Thread: teach me do this question pls. I think this question about economies and math

1. teach me do this question pls. I think this question about economies and math

A firm has using two inputs to produce a single output, Q . The Firm’s production function is Q = x11/2 x21/2 If input price of x1 and x2 are MYR2 and MYR8 per unit, respectively, get the necessary conditions and use it to determine :

(a) Quantity of x1 and x​2 that minimizes the cost
(b) Minimum cost if the firm produces output of 20 units

2. Re: teach me do this question pls.
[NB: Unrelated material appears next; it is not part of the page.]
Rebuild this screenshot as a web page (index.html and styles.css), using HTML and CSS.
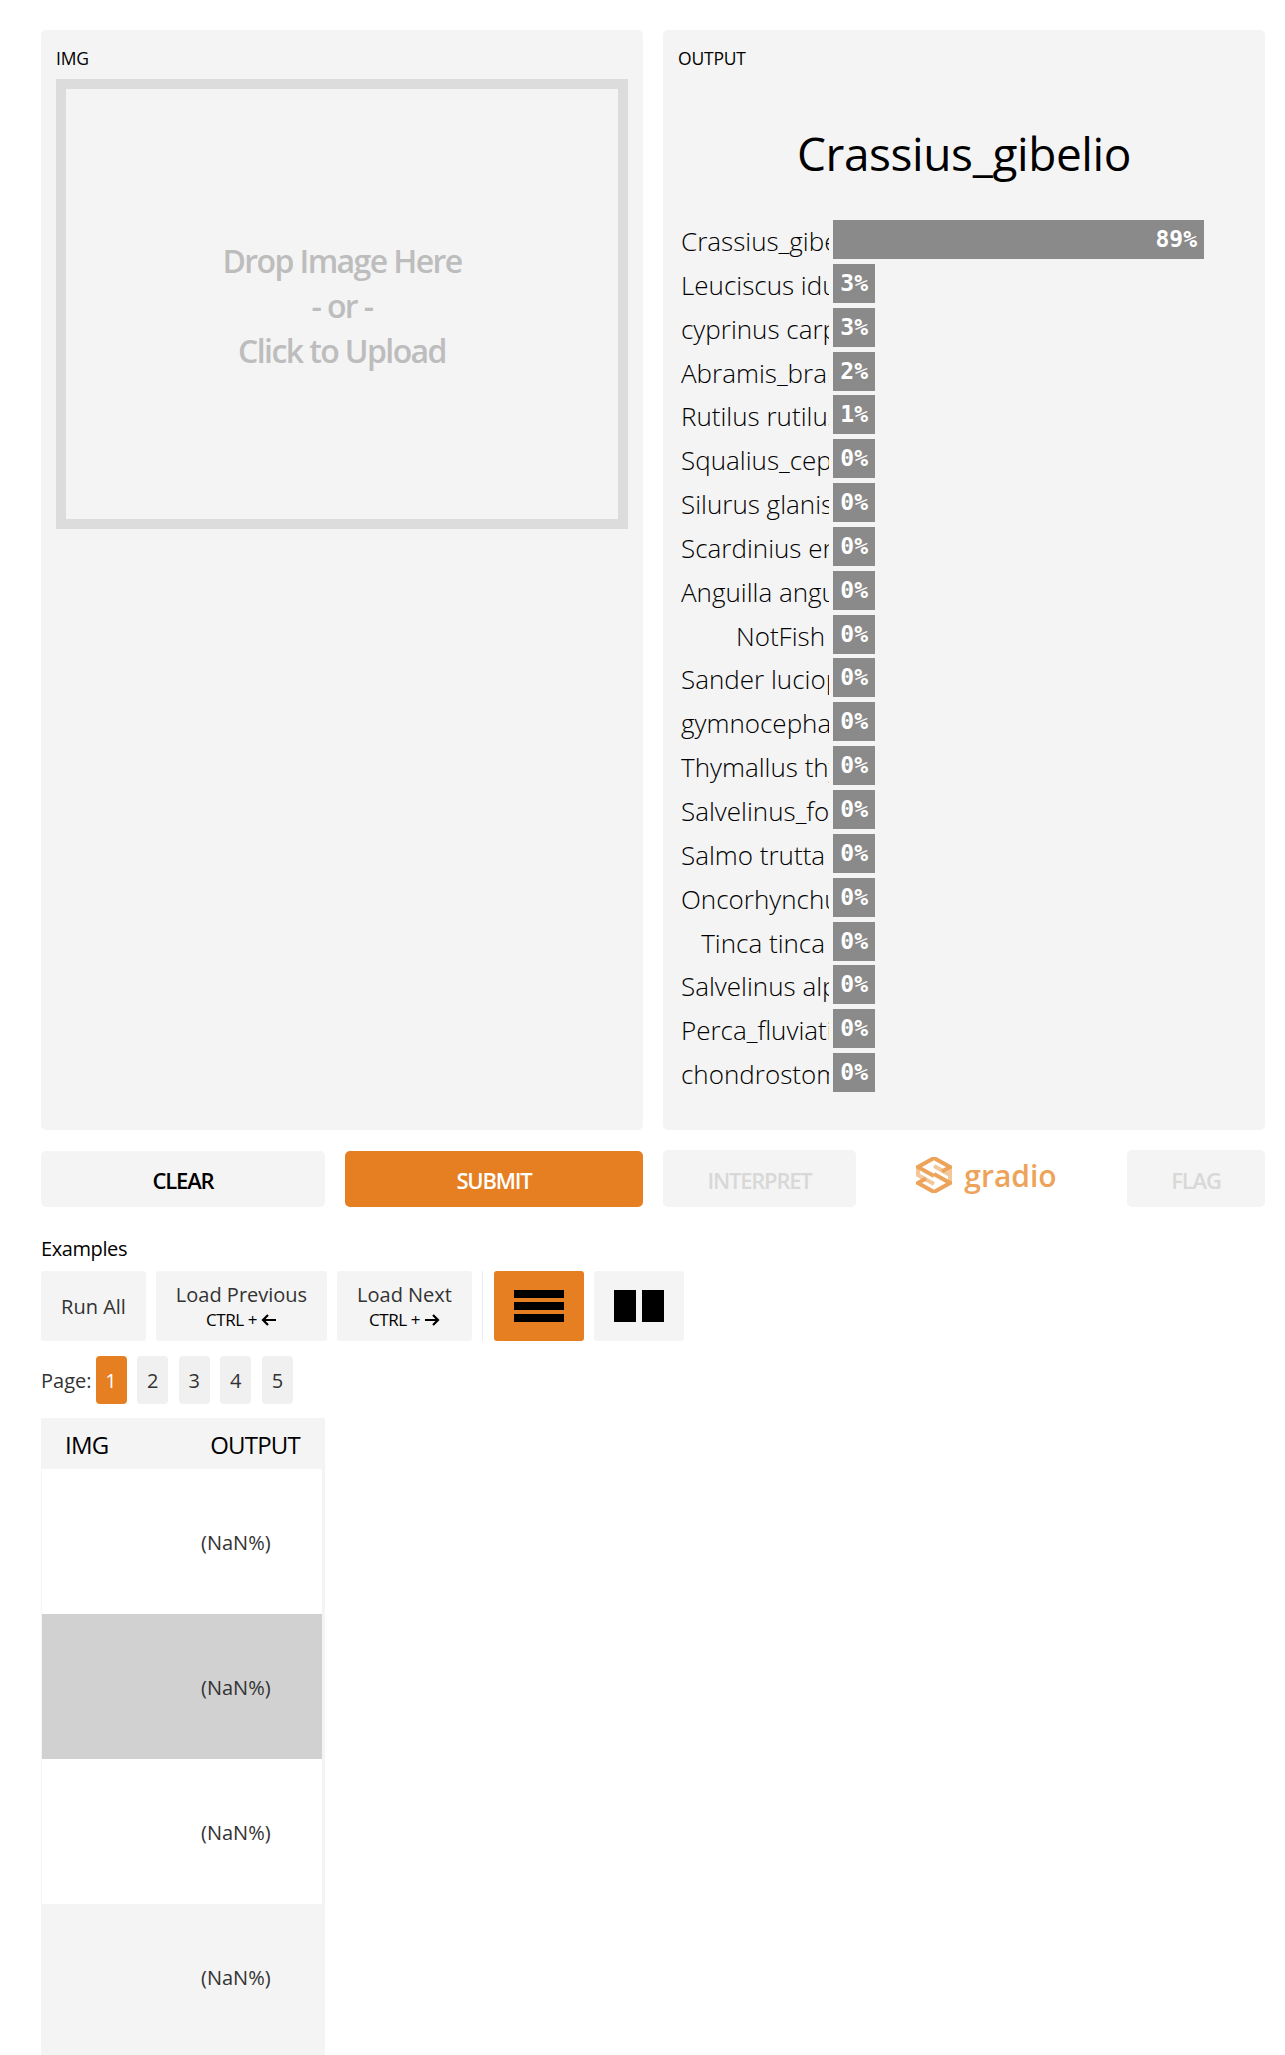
FILE: index.html
```html
<!DOCTYPE html>
<html lang="en">
<head>
    <meta charset="UTF-8">
    <title>Gradio</title>
    <link rel="stylesheet" href="styles.css">
</head>
<body>
    <div class="panels">
        <div class="col">
            <div class="panel input-panel">
                <div class="panel-label">IMG</div>
                <div class="drop">Drop Image Here<br>- or -<br>Click to Upload</div>
            </div>
            <div class="btn-row">
                <button class="btn clear">CLEAR</button>
                <button class="btn submit">SUBMIT</button>
            </div>
        </div>
        <div class="col">
            <div class="panel output-panel">
                <div class="panel-label">OUTPUT</div>
                <div class="title">Crassius_gibelio</div>
                <div class="bars" id="bars"></div>
            </div>
            <div class="btn-row">
                <button class="btn faded interpret">INTERPRET</button>
                <div class="logo">
                    <svg width="36" height="36" viewBox="1 1 36 36" fill="none" stroke-width="4" stroke-linejoin="miter">
                        <path stroke="#f2c79a" d="M3 11V19L19 28M35 19V27M35 11V19L19 10"/>
                        <path stroke="#eda35a" d="M27 15.5 35 11 19 2 3 11 19 20M11 22.5 3 27 19 36 35 27 19 18"/>
                    </svg>
                    <span>gradio</span>
                </div>
                <button class="btn faded flag">FLAG</button>
            </div>
        </div>
    </div>

    <div class="examples-title">Examples</div>
    <div class="tools">
        <button class="tool run">Run All</button>
        <button class="tool two prev">
            <span>Load Previous</span>
            <small>CTRL + <svg class="arrow" width="16" height="12" viewBox="0 0 16 12" fill="none" stroke="#000" stroke-width="2.2"><path d="M15 6H2M7 1 2 6 7 11"/></svg></small>
        </button>
        <button class="tool two next">
            <span>Load Next</span>
            <small>CTRL + <svg class="arrow" width="16" height="12" viewBox="0 0 16 12" fill="none" stroke="#000" stroke-width="2.2"><path d="M1 6H14M9 1 14 6 9 11"/></svg></small>
        </button>
        <div class="sep"></div>
        <button class="view active"><span class="lines"><i></i><i></i><i></i></span></button>
        <button class="view"><span class="cols"><i></i><i></i></span></button>
    </div>
    <div class="pages">
        <span>Page:</span>
        <button class="page active">1</button>
        <button class="page">2</button>
        <button class="page">3</button>
        <button class="page">4</button>
        <button class="page">5</button>
    </div>
    <div class="table">
        <div class="thead"><span>IMG</span><span>OUTPUT</span></div>
        <div class="tr">(NaN%)</div>
        <div class="tr hover">(NaN%)</div>
        <div class="tr">(NaN%)</div>
        <div class="tr alt">(NaN%)</div>
    </div>

    <script src="bars.js"></script>
</body>
</html>
```

FILE: styles.css
```css
body {
    margin: 0;
    padding: 30px 0 0 41px;
    height: 2055px;
    box-sizing: border-box;
    overflow: hidden;
    font-family: "Open Sans", sans-serif;
    background-color: #fff;
    color: #000;
}

button {
    font-family: inherit;
    border: none;
    padding: 0;
    cursor: pointer;
}

.panels {
    display: flex;
    gap: 20px;
    width: 1224px;
}

.col {
    flex: 1;
    min-width: 0;
}

.panel {
    background-color: #f4f4f4;
    height: 1100px;
    padding: 15px;
    box-sizing: border-box;
    border-radius: 5px;
}

.panel-label {
    font-size: 17.5px;
    line-height: 27px;
    letter-spacing: -0.2px;
    margin-bottom: 7px;
}

.drop {
    height: 450px;
    box-sizing: border-box;
    border: 10px solid #dcdcdc;
    text-align: center;
    color: #bdbdbd;
    font-size: 32px;
    font-weight: 600;
    line-height: 45px;
    letter-spacing: -1.6px;
    padding-top: 149px;
}

.title {
    text-align: center;
    font-size: 46px;
    font-weight: 500;
    line-height: 60px;
    letter-spacing: -0.4px;
    margin: 51px 0 37px;
}

.bar-row {
    display: flex;
    height: 39px;
    margin-bottom: 4.85px;
    padding-left: 3px;
}

.bar-name {
    width: 148px;
    box-sizing: border-box;
    padding-right: 4px;
    margin-right: 4px;
    font-size: 26px;
    font-weight: 300;
    line-height: 43px;
    overflow: hidden;
    white-space: nowrap;
    text-align: right;
}

.bar {
    background-color: #8a8a8a;
    color: #fff;
    font-family: "DejaVu Sans Mono", monospace;
    font-weight: 700;
    font-size: 23px;
    line-height: 38px;
    text-align: right;
    padding: 0 7px;
    box-sizing: border-box;
    min-width: 42px;
}

.btn-row {
    display: flex;
    gap: 20px;
    margin-top: 20px;
    align-items: stretch;
    height: 57px;
}

.btn {
    font-size: 22px;
    font-weight: 600;
    letter-spacing: -1.2px;
    padding-top: 2px;
    background-color: #f4f4f4;
    color: #000;
    border-radius: 5px;
}

.clear {
    width: 284px;
    margin-top: 1px;
}

.submit {
    flex: 1;
    margin-top: 1px;
    background-color: #e67e22;
    color: #fff;
}

.faded {
    color: #d8d8d8;
}

.interpret {
    width: 193px;
}

.flag {
    width: 138px;
}

.logo {
    flex: 1;
    display: flex;
    align-items: center;
    justify-content: center;
    gap: 12px;
    padding: 0 10px 7px 0;
    color: #eda35a;
    font-size: 30px;
    font-weight: 600;
}

.examples-title {
    font-size: 20px;
    line-height: 27px;
    letter-spacing: -0.4px;
    margin-top: 28px;
}

.tools {
    display: flex;
    margin-top: 9px;
    height: 70px;
    align-items: stretch;
}

.tool {
    background-color: #f4f4f4;
    font-size: 20px;
    color: #333;
    margin-right: 10px;
    border-radius: 3px;
}

.run {
    width: 105px;
}

.prev {
    width: 171px;
}

.next {
    width: 135px;
}

.tool.two {
    display: flex;
    flex-direction: column;
    align-items: center;
    justify-content: center;
    line-height: 30px;
    padding-bottom: 3px;
}

.tool small {
    display: flex;
    align-items: center;
    gap: 4px;
    font-size: 17px;
    font-weight: 500;
    color: #000;
    line-height: 20px;
    letter-spacing: -0.4px;
}

.sep {
    width: 1px;
    background-color: #ececec;
    margin-right: 11px;
}

.view {
    width: 90px;
    background-color: #f4f4f4;
    margin-right: 10px;
    display: flex;
    align-items: center;
    justify-content: center;
    border-radius: 3px;
}

.view.active {
    background-color: #e67e22;
}

.lines {
    display: flex;
    flex-direction: column;
    gap: 4px;
    width: 50px;
}

.lines i {
    height: 8px;
    background-color: #000;
}

.cols {
    display: flex;
    gap: 6px;
}

.cols i {
    width: 22px;
    height: 32px;
    background-color: #000;
}

.pages {
    display: flex;
    align-items: center;
    font-size: 20px;
    color: #333;
    margin-top: 15px;
    height: 48px;
}

.page {
    width: 31px;
    height: 48px;
    margin-left: 10.6px;
    font-size: 20px;
    color: #333;
    background-color: #f0f0f0;
    border-radius: 4px;
}

.pages span + .page {
    margin-left: 4px;
}

.page.active {
    background-color: #e67e22;
    color: #fff;
}

.table {
    width: 284px;
    margin-top: 14px;
    background-color: #f4f4f4;
    padding-bottom: 40px;
}

.thead {
    display: flex;
    justify-content: space-between;
    padding: 3px 25px 0 24px;
    font-size: 24px;
    line-height: 48px;
    letter-spacing: -0.8px;
}

.tr {
    height: 145px;
    margin: 0 3px 0 1px;
    background-color: #fff;
    font-size: 20px;
    color: #333;
    line-height: 147px;
    padding-left: 159px;
}

.tr.hover {
    background-color: #d1d1d1;
}

.tr.alt {
    background-color: #f4f4f4;
}
```

FILE: bars.js
```js
const rows = [
    ['Crassius_gibelio', 89],
    ['Leuciscus idus', 3],
    ['cyprinus carpio', 3],
    ['Abramis_brama', 2],
    ['Rutilus rutilus', 1],
    ['Squalius_cephalus', 0],
    ['Silurus glanis', 0],
    ['Scardinius erythrophthalmus', 0],
    ['Anguilla anguilla', 0],
    ['NotFish', 0],
    ['Sander lucioperca', 0],
    ['gymnocephalus', 0],
    ['Thymallus thymallus', 0],
    ['Salvelinus_fontinalis', 0],
    ['Salmo trutta', 0],
    ['Oncorhynchus mykiss', 0],
    ['Tinca tinca', 0],
    ['Salvelinus alpinus', 0],
    ['Perca_fluviatilis', 0],
    ['chondrostoma', 0]
];

const list = document.getElementById('bars');
rows.forEach(function (row) {
    const div = document.createElement('div');
    div.className = 'bar-row';
    const name = document.createElement('div');
    name.className = 'bar-name';
    name.textContent = row[0];
    const bar = document.createElement('div');
    bar.className = 'bar';
    bar.textContent = row[1] + '%';
    // only the top one is wider than its label
    if (row[1] > 10) bar.style.width = Math.round(row[1] * 4.17) + 'px';
    div.appendChild(name);
    div.appendChild(bar);
    list.appendChild(div);
});
```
I think this question about economies and math

Originally Posted by dDmondChen
A firm has using two inputs to produce a single output, Q . The Firm’s production function is Q = x11/2 x21/2 If input price of x1 and x2 are MYR2 and MYR8 per unit, respectively, get the necessary conditions and use it to determine :

(a) Quantity of x1 and x​2 that minimizes the cost
(b) Minimum cost if the firm produces output of 20 units
What is the cost function? Is it $2x_1+8x_2$?

3. Re: teach me do this question pls. I think this question about economies and math

why need to find cost function? im using MPL/w=MPK​/r

4. Re: teach me do this question pls. I think this question about economies and math

Originally Posted by dDmondChen
why need to find cost function? im using MPL/w=MPK​/r
Those symbols may be used in your textbook, but they are not familiar to me. I will assume that the "cost" is as I described.

(a) Then, the cost is obviously minimized when the quantity produced is 0 and $x_1=x_2=0$.

(b) You want to minimize $2x_1+8x_2$ given the conditions that $\sqrt{x_1x_2} = 20$. Solve for $x_2$. $x_2 = \dfrac{400}{x_1}$. Plug that in to the cost function and take the derivative with respect to $x_1$. Set the derivative equal to zero to find critical points:

$2-\dfrac{3200}{x_1^2} = 0$

$x_1 = 40, x_2=10$

Next, we need to show this yields the minimum cost. The instantaneous rate of change in cost at $x_1=20$ is $2-\dfrac{3200}{400} = -6<0$ and at $x_1=80$, it is $2-\dfrac{3200}{6400} = \dfrac{3}{2}>0$. This shows that a minimum occurs at $x_1=40$, and the cost is minimized at the values we found.